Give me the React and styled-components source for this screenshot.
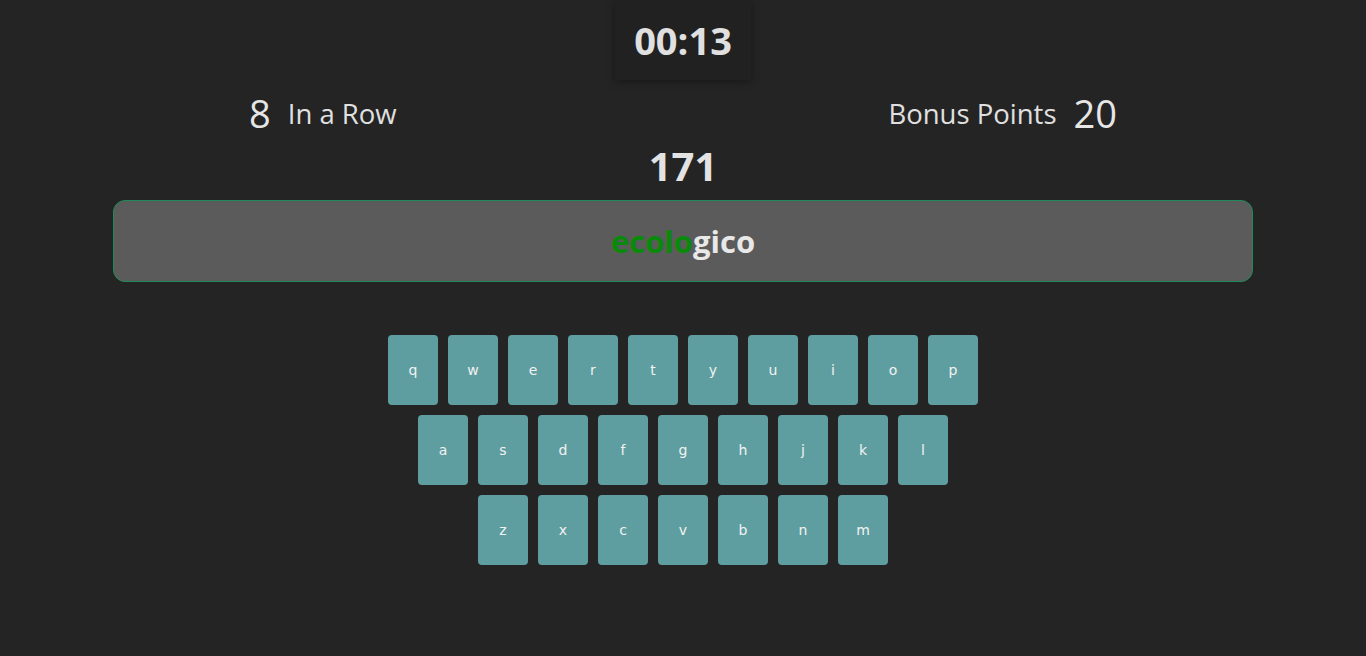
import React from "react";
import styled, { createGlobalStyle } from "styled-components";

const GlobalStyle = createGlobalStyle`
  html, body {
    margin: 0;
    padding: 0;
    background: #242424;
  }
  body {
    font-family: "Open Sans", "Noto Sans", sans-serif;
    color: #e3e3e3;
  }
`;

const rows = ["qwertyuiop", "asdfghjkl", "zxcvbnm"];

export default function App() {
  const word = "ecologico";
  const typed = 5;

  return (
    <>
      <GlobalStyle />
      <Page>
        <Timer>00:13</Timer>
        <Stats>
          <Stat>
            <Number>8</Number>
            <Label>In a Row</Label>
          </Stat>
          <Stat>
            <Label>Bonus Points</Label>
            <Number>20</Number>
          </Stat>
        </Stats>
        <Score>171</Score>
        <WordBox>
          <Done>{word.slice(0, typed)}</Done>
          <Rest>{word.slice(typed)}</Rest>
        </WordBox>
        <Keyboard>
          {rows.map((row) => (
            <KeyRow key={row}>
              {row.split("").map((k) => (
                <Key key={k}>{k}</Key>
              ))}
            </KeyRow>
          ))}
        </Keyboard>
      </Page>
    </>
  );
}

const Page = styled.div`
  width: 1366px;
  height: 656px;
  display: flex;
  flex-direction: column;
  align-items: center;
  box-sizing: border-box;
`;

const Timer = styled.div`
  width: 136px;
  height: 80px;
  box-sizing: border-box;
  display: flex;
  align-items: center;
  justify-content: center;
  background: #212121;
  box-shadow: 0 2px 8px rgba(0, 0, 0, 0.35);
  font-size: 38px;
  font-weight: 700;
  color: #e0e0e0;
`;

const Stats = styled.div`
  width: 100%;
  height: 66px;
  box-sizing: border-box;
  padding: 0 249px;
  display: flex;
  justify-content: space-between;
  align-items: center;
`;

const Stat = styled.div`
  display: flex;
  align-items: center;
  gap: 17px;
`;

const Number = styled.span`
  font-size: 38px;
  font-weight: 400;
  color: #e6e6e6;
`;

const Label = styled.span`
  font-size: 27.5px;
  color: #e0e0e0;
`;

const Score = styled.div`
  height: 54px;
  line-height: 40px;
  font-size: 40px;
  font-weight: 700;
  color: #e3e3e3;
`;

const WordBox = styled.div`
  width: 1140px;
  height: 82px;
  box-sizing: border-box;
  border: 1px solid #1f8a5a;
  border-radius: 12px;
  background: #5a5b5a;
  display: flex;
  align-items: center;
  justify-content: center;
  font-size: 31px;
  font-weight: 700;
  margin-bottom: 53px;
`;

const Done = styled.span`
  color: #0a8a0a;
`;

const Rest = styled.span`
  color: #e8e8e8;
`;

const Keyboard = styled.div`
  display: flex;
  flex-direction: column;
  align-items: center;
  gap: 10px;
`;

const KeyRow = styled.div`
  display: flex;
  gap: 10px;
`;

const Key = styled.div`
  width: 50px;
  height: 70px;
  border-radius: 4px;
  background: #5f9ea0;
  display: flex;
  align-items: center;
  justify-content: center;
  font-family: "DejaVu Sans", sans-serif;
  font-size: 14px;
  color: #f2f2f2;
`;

» **WORK TO BE COMPLETED**
Without the pictures, please reproduce each line of the listing above exactly, from the first one through the line bearing "const typed = 5;".

» **RESULT OF THIS EXERCISE**
Give me the React and styled-components source for this screenshot.
import React from "react";
import styled, { createGlobalStyle } from "styled-components";

const GlobalStyle = createGlobalStyle`
  html, body {
    margin: 0;
    padding: 0;
    background: #242424;
  }
  body {
    font-family: "Open Sans", "Noto Sans", sans-serif;
    color: #e3e3e3;
  }
`;

const rows = ["qwertyuiop", "asdfghjkl", "zxcvbnm"];

export default function App() {
  const word = "ecologico";
  const typed = 5;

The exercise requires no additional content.